One option is to involve them directly in the workshops in which the revised practices (e.g. the project management processes) are being formulated. It is not usually feasible to involve everybody so directly, however, so providing a mechanism for involving more stakeholders in reviews of drafts is another option, preferably by presenting the drafts to them face-to-face, rather than simply issuing them out as documents for review.
The number of reviewers is also likely to be finite, for practical reasons, so other stakeholders will need to be kept informed of progress by being provided with regular updates. Again, this will preferably be done face-to-face whenever practical, so that these stakeholders also feel involved and can ask questions or voice concerns, but there may be a good case to provide some updates to selected (perhaps less influential) stakeholders as documents only.

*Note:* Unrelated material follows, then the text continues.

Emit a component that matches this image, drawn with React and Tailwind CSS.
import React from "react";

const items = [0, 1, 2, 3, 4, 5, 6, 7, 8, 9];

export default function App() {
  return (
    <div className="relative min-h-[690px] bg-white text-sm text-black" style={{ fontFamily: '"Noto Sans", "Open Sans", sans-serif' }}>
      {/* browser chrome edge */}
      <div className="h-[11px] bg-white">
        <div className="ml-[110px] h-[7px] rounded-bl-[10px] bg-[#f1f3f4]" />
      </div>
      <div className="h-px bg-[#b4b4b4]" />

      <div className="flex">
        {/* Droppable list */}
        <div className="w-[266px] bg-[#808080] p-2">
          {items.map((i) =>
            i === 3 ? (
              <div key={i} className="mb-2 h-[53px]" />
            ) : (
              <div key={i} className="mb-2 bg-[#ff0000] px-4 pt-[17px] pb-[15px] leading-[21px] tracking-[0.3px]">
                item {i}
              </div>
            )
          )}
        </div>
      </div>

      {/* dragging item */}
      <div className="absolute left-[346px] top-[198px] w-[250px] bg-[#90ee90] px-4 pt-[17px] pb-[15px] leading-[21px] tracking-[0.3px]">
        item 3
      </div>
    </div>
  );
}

It may be deemed that certain stakeholders are so critical to the success of the desired change that it is worth nominating an individual to be responsible for engaging with them one-to-one.
Create a Vision
The value of developing a compelling Vision is extremely underrated. Involving people in the process of deciding what a good future state of the business would like look is extremely powerful towards achieving alignment. Whether they were directly involved in the creation of the Vision or not, if alignment of the stakeholders to the end state is achieved, such that everybody who can influence the change has a desire to make it a success, it is a great start to ensuring this will be so.

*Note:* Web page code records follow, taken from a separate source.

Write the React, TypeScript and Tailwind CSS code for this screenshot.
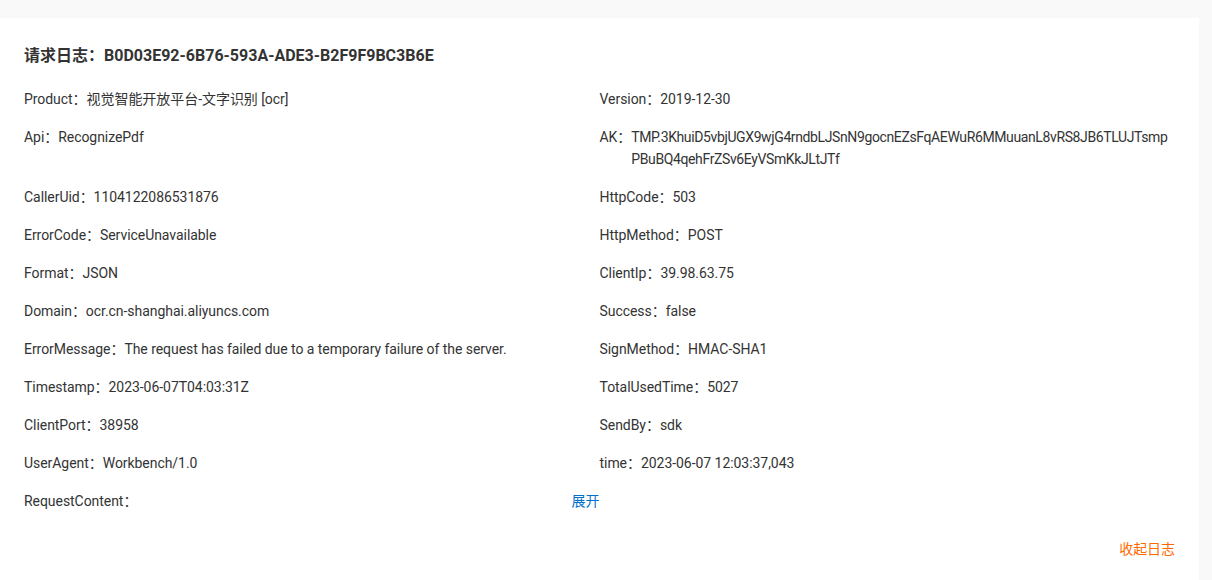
import React from "react";

const left: [string, string][] = [
  ["Product", "视觉智能开放平台-文字识别 [ocr]"],
  ["Api", "RecognizePdf"],
  ["CallerUid", "1104122086531876"],
  ["ErrorCode", "ServiceUnavailable"],
  ["Format", "JSON"],
  ["Domain", "ocr.cn-shanghai.aliyuncs.com"],
  ["ErrorMessage", "The request has failed due to a temporary failure of the server."],
  ["Timestamp", "2023-06-07T04:03:31Z"],
  ["ClientPort", "38958"],
  ["UserAgent", "Workbench/1.0"],
];

const right: [string, string][] = [
  ["Version", "2019-12-30"],
  ["AK", "TMP.3KhuiD5vbjUGX9wjG4rndbLJSnN9gocnEZsFqAEWuR6MMuuanL8vRS8JB6TLUJTsmpPBuBQ4qehFrZSv6EyVSmKkJLtJTf"],
  ["HttpCode", "503"],
  ["HttpMethod", "POST"],
  ["ClientIp", "39.98.63.75"],
  ["Success", "false"],
  ["SignMethod", "HMAC-SHA1"],
  ["TotalUsedTime", "5027"],
  ["SendBy", "sdk"],
  ["time", "2023-06-07 12:03:37,043"],
];

function Item({ k, v, tight }: { k: string; v: string; tight?: boolean }) {
  return (
    <div className="flex leading-[22px]">
      <span className="shrink-0">{k}：</span>
      <span className={tight ? "break-all tracking-[-0.38px]" : "break-all"}>{v}</span>
    </div>
  );
}

export default function App() {
  const rows = left.map((l, i) => [l, right[i]] as const);
  return (
    <div
      className="min-h-[580px] bg-[#f9f9f9] pt-[18px] pr-[13px] text-[#333333]"
      style={{ fontFamily: 'Roboto, "Noto Sans CJK SC", sans-serif' }}
    >
      <div className="bg-white px-[24px] pt-[26px] pb-[40px] text-[14px] tracking-[-0.05px]">
        <h1 className="text-[16px] font-bold leading-[24px] tracking-normal">
          请求日志：B0D03E92-6B76-593A-ADE3-B2F9F9BC3B6E
        </h1>
        <div className="mt-[20px] grid grid-cols-2 gap-y-[16px]">
          {rows.map(([l, r], i) => (
            <React.Fragment key={i}>
              <Item k={l[0]} v={l[1]} />
              <Item k={r[0]} v={r[1]} tight={r[0] === "AK"} />
            </React.Fragment>
          ))}
          <div className="flex justify-between leading-[22px]">
            <span>RequestContent：</span>
            <span className="text-[#0070cc] cursor-pointer">展开</span>
          </div>
          <div />
        </div>
        <div className="mt-[26px] flex justify-end leading-[22px]">
          <span className="text-[#ff6a00] cursor-pointer">收起日志</span>
        </div>
      </div>
    </div>
  );
}
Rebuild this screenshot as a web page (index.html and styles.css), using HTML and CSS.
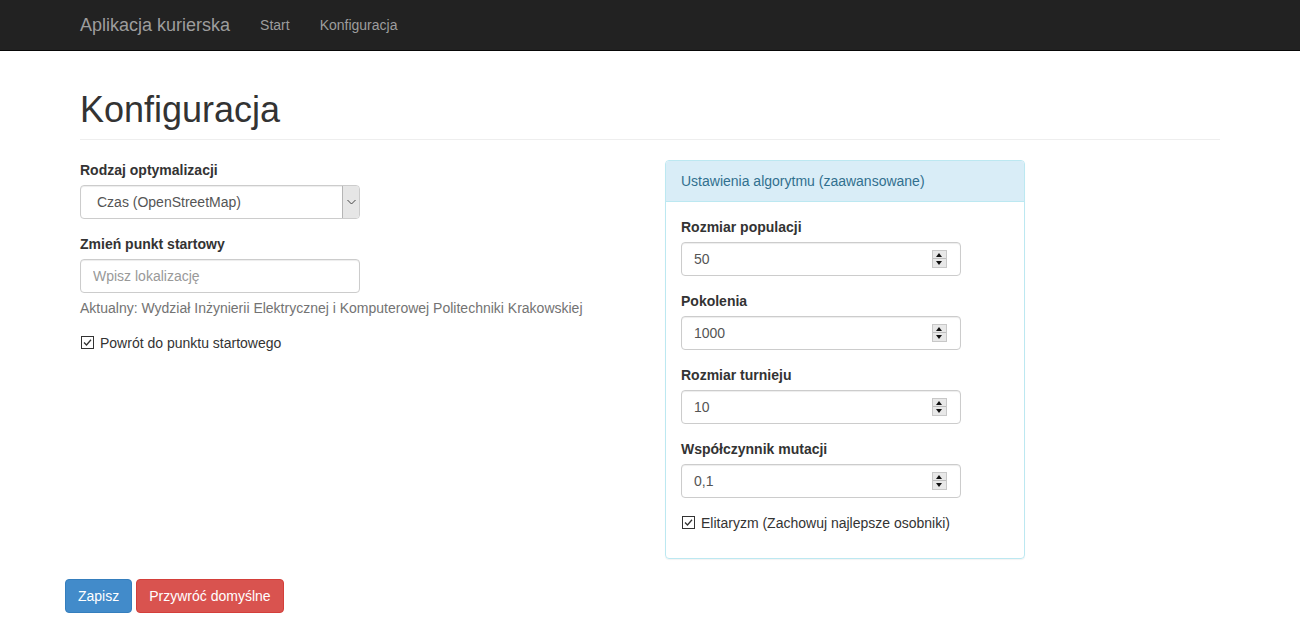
FILE: index.html
```html
<!DOCTYPE html>
<html lang="pl">
<head>
<meta charset="utf-8">
<title>Konfiguracja</title>
<link rel="stylesheet" href="styles.css">
</head>
<body>
<nav class="navbar">
  <div class="container nav-inner">
    <a class="brand" href="#">Aplikacja kurierska</a>
    <ul class="nav">
      <li><a href="#">Start</a></li>
      <li><a href="#">Konfiguracja</a></li>
    </ul>
  </div>
</nav>
<div class="container">
  <div class="page-header"><h1>Konfiguracja</h1></div>
  <form class="form">
    <div class="row">
      <div class="col">
        <div class="form-group">
          <label class="label">Rodzaj optymalizacji</label>
          <div class="select-wrap">
            <select class="control select">
              <option>Czas (OpenStreetMap)</option>
            </select>
            <span class="select-btn"><svg width="9" height="6" viewBox="0 0 9 6"><path d="M0.5 1 L4.5 5 L8.5 1" fill="none" stroke="#444" stroke-width="1"/></svg></span>
          </div>
        </div>
        <div class="form-group">
          <label class="label">Zmień punkt startowy</label>
          <input class="control" type="text" placeholder="Wpisz lokalizację">
          <p class="help">Aktualny: Wydział Inżynierii Elektrycznej i Komputerowej Politechniki Krakowskiej</p>
        </div>
        <div class="checkbox">
          <span class="cb"><svg width="13" height="13" viewBox="0 0 13 13"><rect x="0.5" y="0.5" width="12" height="12" fill="#fff" stroke="#333"/><path d="M3 6.5 L5.5 9 L10 3.8" fill="none" stroke="#333" stroke-width="1.3"/></svg></span>
          <span>Powrót do punktu startowego</span>
        </div>
      </div>
      <div class="col">
        <div class="panel">
          <div class="panel-heading">Ustawienia algorytmu (zaawansowane)</div>
          <div class="panel-body">
            <div class="form-group">
              <label class="label">Rozmiar populacji</label>
              <div class="num-wrap"><input class="control" type="text" value="50"><span class="spin"><span class="up"></span><span class="down"></span></span></div>
            </div>
            <div class="form-group">
              <label class="label">Pokolenia</label>
              <div class="num-wrap"><input class="control" type="text" value="1000"><span class="spin"><span class="up"></span><span class="down"></span></span></div>
            </div>
            <div class="form-group">
              <label class="label">Rozmiar turnieju</label>
              <div class="num-wrap"><input class="control" type="text" value="10"><span class="spin"><span class="up"></span><span class="down"></span></span></div>
            </div>
            <div class="form-group">
              <label class="label">Współczynnik mutacji</label>
              <div class="num-wrap"><input class="control" type="text" value="0,1"><span class="spin"><span class="up"></span><span class="down"></span></span></div>
            </div>
            <div class="checkbox">
              <span class="cb"><svg width="13" height="13" viewBox="0 0 13 13"><rect x="0.5" y="0.5" width="12" height="12" fill="#fff" stroke="#333"/><path d="M3 6.5 L5.5 9 L10 3.8" fill="none" stroke="#333" stroke-width="1.3"/></svg></span>
              <span>Elitaryzm (Zachowuj najlepsze osobniki)</span>
            </div>
          </div>
        </div>
      </div>
    </div>
    <div class="actions">
      <button type="button" class="btn btn-primary">Zapisz</button>
      <button type="button" class="btn btn-danger">Przywróć domyślne</button>
    </div>
  </form>
</div>
</body>
</html>
```
FILE: styles.css
```css
* { box-sizing: border-box; }
html, body { margin: 0; padding: 0; }
body {
  font-family: "Liberation Sans", Arial, Helvetica, sans-serif;
  font-size: 14px;
  line-height: 20px;
  color: #333;
  background: #fff;
}
.container {
  width: 1170px;
  margin: 0 auto;
  padding: 0 15px;
}
.navbar {
  background: #222;
  border-bottom: 1px solid #080808;
  height: 51px;
}
.nav-inner {
  display: flex;
  align-items: flex-start;
}
.brand {
  display: block;
  font-size: 18px;
  line-height: 20px;
  padding: 15px 15px;
  margin-left: -15px;
  color: #9d9d9d;
  text-decoration: none;
}
.nav {
  display: flex;
  list-style: none;
  margin: 0;
  padding: 0;
}
.nav a {
  display: block;
  padding: 15px 15px;
  line-height: 20px;
  color: #9d9d9d;
  text-decoration: none;
}
.page-header {
  margin: 39px 0 20px;
  padding-bottom: 9px;
  border-bottom: 1px solid #eee;
}
.page-header h1 {
  margin: 0;
  font-size: 36px;
  font-weight: 500;
  line-height: 1.1;
}
.row {
  display: flex;
  margin: 0 -15px;
}
.col {
  width: 50%;
  padding: 0 15px;
}
.form-group { margin-bottom: 15px; }
.label {
  display: block;
  font-weight: bold;
  margin-bottom: 5px;
}
.control {
  display: block;
  width: 280px;
  height: 34px;
  padding: 6px 12px;
  font-family: inherit;
  font-size: 14px;
  line-height: 20px;
  color: #555;
  background: #fff;
  border: 1px solid #ccc;
  border-radius: 4px;
  box-shadow: inset 0 1px 1px rgba(0,0,0,.075);
  outline: none;
  margin: 0;
}
.control::placeholder { color: #999; }
.select-wrap, .num-wrap {
  position: relative;
  width: 280px;
}
.select {
  -webkit-appearance: none;
  appearance: none;
  padding-left: 16px;
}
.select-btn {
  position: absolute;
  right: 1px;
  top: 1px;
  width: 17px;
  height: 32px;
  background: #e6e6e6;
  border-left: 1px solid #b5b5b5;
  border-radius: 0 3px 3px 0;
  display: flex;
  align-items: center;
  justify-content: center;
}
.help {
  margin: 5px 0 10px;
  color: #737373;
}
.checkbox {
  display: flex;
  align-items: center;
  gap: 6px;
  margin: 0 0 10px;
  padding-left: 1px;
}
.cb { display: flex; }
.cb svg { display: block; }
.panel {
  width: 360px;
  border: 1px solid #bce8f1;
  border-radius: 4px;
  margin-bottom: 20px;
  box-shadow: 0 1px 1px rgba(0,0,0,.05);
}
.panel-heading {
  background: #d9edf7;
  color: #31708f;
  padding: 10px 15px;
  border-bottom: 1px solid #bce8f1;
  border-radius: 3px 3px 0 0;
}
.panel-body {
  padding: 15px;
}
.spin {
  position: absolute;
  right: 14px;
  top: 8px;
  width: 15px;
  height: 18px;
  display: flex;
  flex-direction: column;
  background: #e8e8e8;
  border: 1px solid #c8c8c8;
}
.spin .up, .spin .down {
  flex: 1;
  position: relative;
}
.spin .up { border-bottom: 1px solid #bdbdbd; }
.spin .up::after, .spin .down::after {
  content: "";
  position: absolute;
  left: 3px;
  width: 0;
  height: 0;
  border-left: 3.5px solid transparent;
  border-right: 3.5px solid transparent;
}
.spin .up::after { top: 2px; border-bottom: 4px solid #111; }
.spin .down::after { top: 2px; border-top: 4px solid #111; }
.actions {
  display: flex;
  gap: 4px;
  margin-left: -15px;
}
.btn {
  height: 34px;
  padding: 6px 12px;
  font-family: inherit;
  font-size: 14px;
  line-height: 20px;
  border: 1px solid transparent;
  border-radius: 4px;
  color: #fff;
  cursor: pointer;
}
.btn-primary { background: #428bca; border-color: #357ebd; }
.btn-danger { background: #d9534f; border-color: #d43f3a; }
```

A Vision should describe the intended future state of the organisation, in this case in terms of improved project management. It is most powerful when written in the present tense. It should not describe the change required, nor any references to the current state of the organisation, but simply provide an attractive ‘picture’ of the organisation when it is functioning well, in a way that is successfully and reliably delivering projects.

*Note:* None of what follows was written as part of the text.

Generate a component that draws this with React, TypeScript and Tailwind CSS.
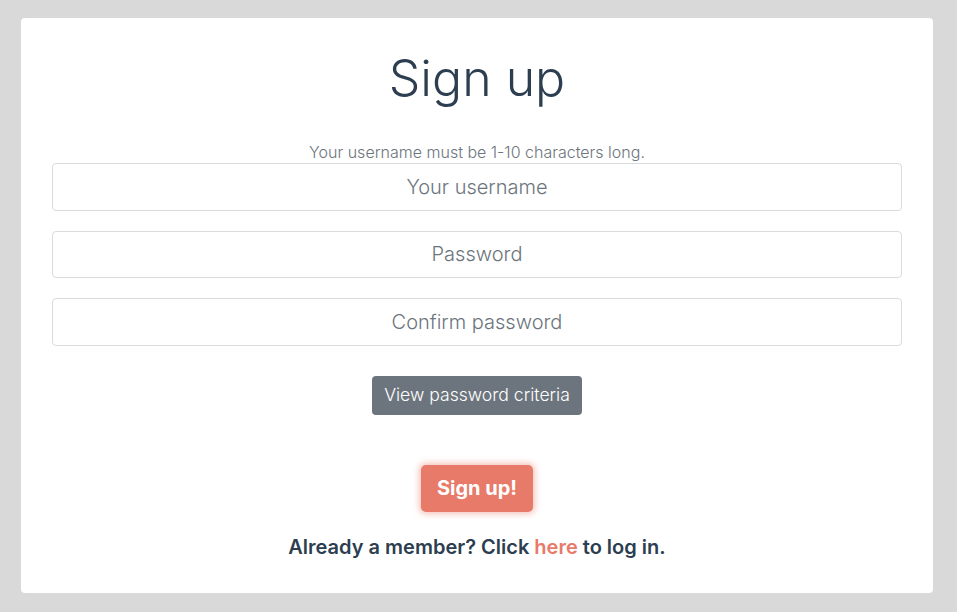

It is convenient to define a project management Vision as a short list of bullet points in terms of:
Below is an example of such a Vision that can be used as the basis of an organisation specific version. I am not suggesting that it should be adopted as is, but rather used as an example of what should be developed with the stakeholders:
|The organisation applies a scalable standard project management framework to all of its projects across all of its business areas.|
|A set of project management processes is maintained that is easily accessible and easy to use.|
|The processes fit within a defined standard project lifecycle.|
|The processes drive standardisation, but include defined differences where beneficial.|
|The processes (and tools) are continuously improved based on on-going user suggestions, lessons learned from projects and periodic reviews.|
|The project community is highly competent in delivering projects, having received appropriate training in the project management framework according to their role.|
|All software tool users are highly competent in use of the tools, having received appropriate training based on their specific role.|
|As the organisation’s project management maturity continuously improves, the project community are kept informed of evolving processes, and retrained appropriately.|
|New employees (and those changing roles) are provided with appropriate training as part of an induction process.|
|Project managers are matched to projects based on competency versus size and complexity.|
|Individual personal development plans and rewards include links to project management performance and conformance.|
|The organisation has governance and support structures in place in order to optimise delivery of the organisation’s projects.|
|Standard (simple) definitions of roles & responsibilities exist for all project related roles (including support, assurance and governance), applicable across the organisation.|
|There is clear ownership of project management processes and tools (as defined in roles and responsibilities).|
|The software toolset provides easy access to all current project roles & responsibilities, processes, templates, reporting and guidance materials (with obsolete materials being archived out of circulation).|
|The software toolset provides easy access to all current and recently completed project data, deliverables and related documents (with historic materials being archived out of circulation).|
|The software toolset enables easy use of indicators, based on defined standard project performance and compliance criteria, that are included in portfolio reports.|
|The software toolset is robust by design and is maintained by an infrastructure support team, who carry out defined periodic ‘backroom’ tasks.|
|The underlying architecture and networking are such that all users experience satisfactory performance.|
|There exists a defined support structure that ensures timely resolution of user queries and issues with the software toolset.|
Define the Benefit Profiles
If, as I have suggested, improvement in the organisation’s project management is brought about through a set of projects, then a list of benefits should be included within a Business Case. Some benefits may be financial, while others may be non-financial (or at least not directly providing identifiably financial benefits). Whichever, it should be possible to define benefits that are measurable, so that they can later be judged to have been achieved, even if the measures are subjective assessment ratings.
Each listed benefit should be assigned to an individual within the organisation, who is responsible for ensuring the benefit is ‘realised’. The individual who should approve that it has been realised should also be identified. The following simple list of fields is therefore proposed for Benefit Profiles so that they can subsequently be tracked:
|Title||A meaningful definitive description of this benefit.|
|Category||Financial / Non-Financial|
|Measurement||The means by which the benefit is measurable.|
|Value||A measurable value that the benefit should achieve.|
|Responsible||The individual who is responsible for ensuring the benefit is realised.|
|Approver(s)||The individual who is the authority to approve that that the benefit has been realised.|
|Status||In Progress / Realised / Approved|
|Date Approved||A record of when it was approved.|
|Notes||To record any discussion points.|
|Related Tasks||Reference to related tasks in the plan.|
Plan and track stakeholder engagements
Based on the strategies decided previously, the activities to carry out the stakeholder engagements should be planned, so that tracking of these important tasks is possible just the same as other project tasks.
Some activities should be scheduled early on, to give stakeholders an indication of what is coming and why. Careful thought should be put into the various communications and they should be tailored to each stakeholder (individual or group). Early communications should also include content on why the status quo is unacceptable and how each specific stakeholder will be affected, focussing on the improvements from which they will benefit.
Plan and track benefit realisation
It is usually the case that most, if not all, of the benefits of a project that provides improved capability, are realised some significant time after the project has produced all of its deliverables and the project has been closed. It is therefore logical to plan the benefit realisation activities outside of this project, although the planning itself can be completed within the scope of the project.
The activities required to define the benefit profiles should also be planned, again so that these tasks can be tracked to completion, just the same as other project tasks.